> [Your objective]: Transcribe everything in the data word for word. Pictures are left out.

►

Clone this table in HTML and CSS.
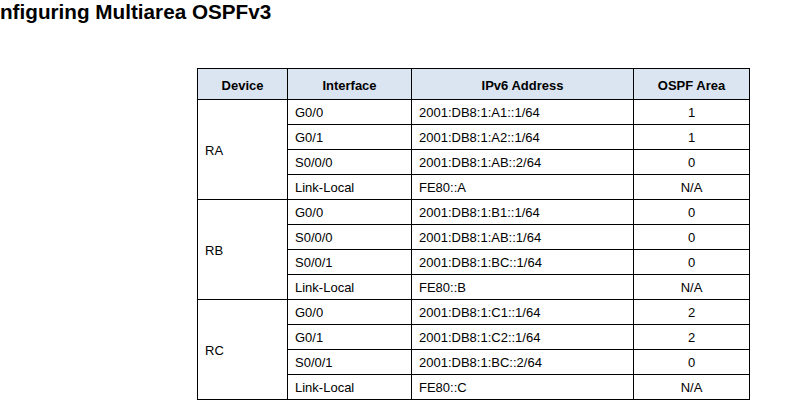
FILE: index.html
```html
<!DOCTYPE html>
<html>
<head>
<meta charset="utf-8">
<link rel="stylesheet" href="styles.css">
</head>
<body>
<h1 class="title">Configuring Multiarea OSPFv3</h1>
<table class="addr">
  <colgroup>
    <col class="c-dev"><col class="c-if"><col class="c-ip"><col class="c-area">
  </colgroup>
  <thead>
    <tr><th>Device</th><th>Interface</th><th>IPv6 Address</th><th>OSPF Area</th></tr>
  </thead>
  <tbody>
    <tr><td class="dev" rowspan="4">RA</td><td>G0/0</td><td>2001:DB8:1:A1::1/64</td><td class="area">1</td></tr>
    <tr><td>G0/1</td><td>2001:DB8:1:A2::1/64</td><td class="area">1</td></tr>
    <tr><td>S0/0/0</td><td>2001:DB8:1:AB::2/64</td><td class="area">0</td></tr>
    <tr><td>Link-Local</td><td>FE80::A</td><td class="area">N/A</td></tr>
    <tr><td class="dev" rowspan="4">RB</td><td>G0/0</td><td>2001:DB8:1:B1::1/64</td><td class="area">0</td></tr>
    <tr><td>S0/0/0</td><td>2001:DB8:1:AB::1/64</td><td class="area">0</td></tr>
    <tr><td>S0/0/1</td><td>2001:DB8:1:BC::1/64</td><td class="area">0</td></tr>
    <tr><td>Link-Local</td><td>FE80::B</td><td class="area">N/A</td></tr>
    <tr><td class="dev" rowspan="4">RC</td><td>G0/0</td><td>2001:DB8:1:C1::1/64</td><td class="area">2</td></tr>
    <tr><td>G0/1</td><td>2001:DB8:1:C2::1/64</td><td class="area">2</td></tr>
    <tr><td>S0/0/1</td><td>2001:DB8:1:BC::2/64</td><td class="area">0</td></tr>
    <tr><td>Link-Local</td><td>FE80::C</td><td class="area">N/A</td></tr>
  </tbody>
</table>
</body>
</html>
```
FILE: styles.css
```css
html, body {
  margin: 0;
  padding: 0;
  background: #ffffff;
  overflow: hidden;
}
body {
  font-family: "Liberation Sans", Arial, sans-serif;
  color: #000000;
}
.title {
  margin: 0 0 0 -27.6px;
  font-size: 20.7px;
  line-height: 24px;
  font-weight: bold;
  white-space: nowrap;
}
.addr {
  margin: 44px 0 0 197px;
  border-collapse: collapse;
  table-layout: fixed;
  width: 553px;
  font-size: 13px;
}
.c-dev { width: 90px; }
.c-if { width: 124px; }
.c-ip { width: 222px; }
.c-area { width: 116px; }
.addr th, .addr td {
  border: 1px solid #000000;
  padding: 1px 0 0 7px;
  text-align: left;
  height: 25px;
  line-height: 15px;
  vertical-align: middle;
  box-sizing: border-box;
}
.addr th {
  background: #dbe5f1;
  font-weight: bold;
  text-align: center;
  padding: 2px 0 0 0;
  height: 31px;
}
.addr td.area {
  text-align: center;
  padding: 1px 0 0 0;
}
```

◄

> [Result]:
Clone this table in HTML and CSS.
FILE: index.html
```html
<!DOCTYPE html>
<html>
<head>
<meta charset="utf-8">
<link rel="stylesheet" href="styles.css">
</head>
<body>
<h1 class="title">Configuring Multiarea OSPFv3</h1>
<table class="addr">
  <colgroup>
    <col class="c-dev"><col class="c-if"><col class="c-ip"><col class="c-area">
  </colgroup>
  <thead>
    <tr><th>Device</th><th>Interface</th><th>IPv6 Address</th><th>OSPF Area</th></tr>
  </thead>
  <tbody>
    <tr><td class="dev" rowspan="4">RA</td><td>G0/0</td><td>2001:DB8:1:A1::1/64</td><td class="area">1</td></tr>
    <tr><td>G0/1</td><td>2001:DB8:1:A2::1/64</td><td class="area">1</td></tr>
    <tr><td>S0/0/0</td><td>2001:DB8:1:AB::2/64</td><td class="area">0</td></tr>
    <tr><td>Link-Local</td><td>FE80::A</td><td class="area">N/A</td></tr>
    <tr><td class="dev" rowspan="4">RB</td><td>G0/0</td><td>2001:DB8:1:B1::1/64</td><td class="area">0</td></tr>
    <tr><td>S0/0/0</td><td>2001:DB8:1:AB::1/64</td><td class="area">0</td></tr>
    <tr><td>S0/0/1</td><td>2001:DB8:1:BC::1/64</td><td class="area">0</td></tr>
    <tr><td>Link-Local</td><td>FE80::B</td><td class="area">N/A</td></tr>
    <tr><td class="dev" rowspan="4">RC</td><td>G0/0</td><td>2001:DB8:1:C1::1/64</td><td class="area">2</td></tr>
    <tr><td>G0/1</td><td>2001:DB8:1:C2::1/64</td><td class="area">2</td></tr>
    <tr><td>S0/0/1</td><td>2001:DB8:1:BC::2/64</td><td class="area">0</td></tr>
    <tr><td>Link-Local</td><td>FE80::C</td><td class="area">N/A</td></tr>
  </tbody>
</table>
</body>
</html>
```
FILE: styles.css
```css
html, body {
  margin: 0;
  padding: 0;
  background: #ffffff;
  overflow: hidden;
}
body {
  font-family: "Liberation Sans", Arial, sans-serif;
  color: #000000;
}
.title {
  margin: 0 0 0 -27.6px;
  font-size: 20.7px;
  line-height: 24px;
  font-weight: bold;
  white-space: nowrap;
}
.addr {
  margin: 44px 0 0 197px;
  border-collapse: collapse;
  table-layout: fixed;
  width: 553px;
  font-size: 13px;
}
.c-dev { width: 90px; }
.c-if { width: 124px; }
.c-ip { width: 222px; }
.c-area { width: 116px; }
.addr th, .addr td {
  border: 1px solid #000000;
  padding: 1px 0 0 7px;
  text-align: left;
  height: 25px;
  line-height: 15px;
  vertical-align: middle;
  box-sizing: border-box;
}
.addr th {
  background: #dbe5f1;
  font-weight: bold;
  text-align: center;
  padding: 2px 0 0 0;
  height: 31px;
}
.addr td.area {
  text-align: center;
  padding: 1px 0 0 0;
}
```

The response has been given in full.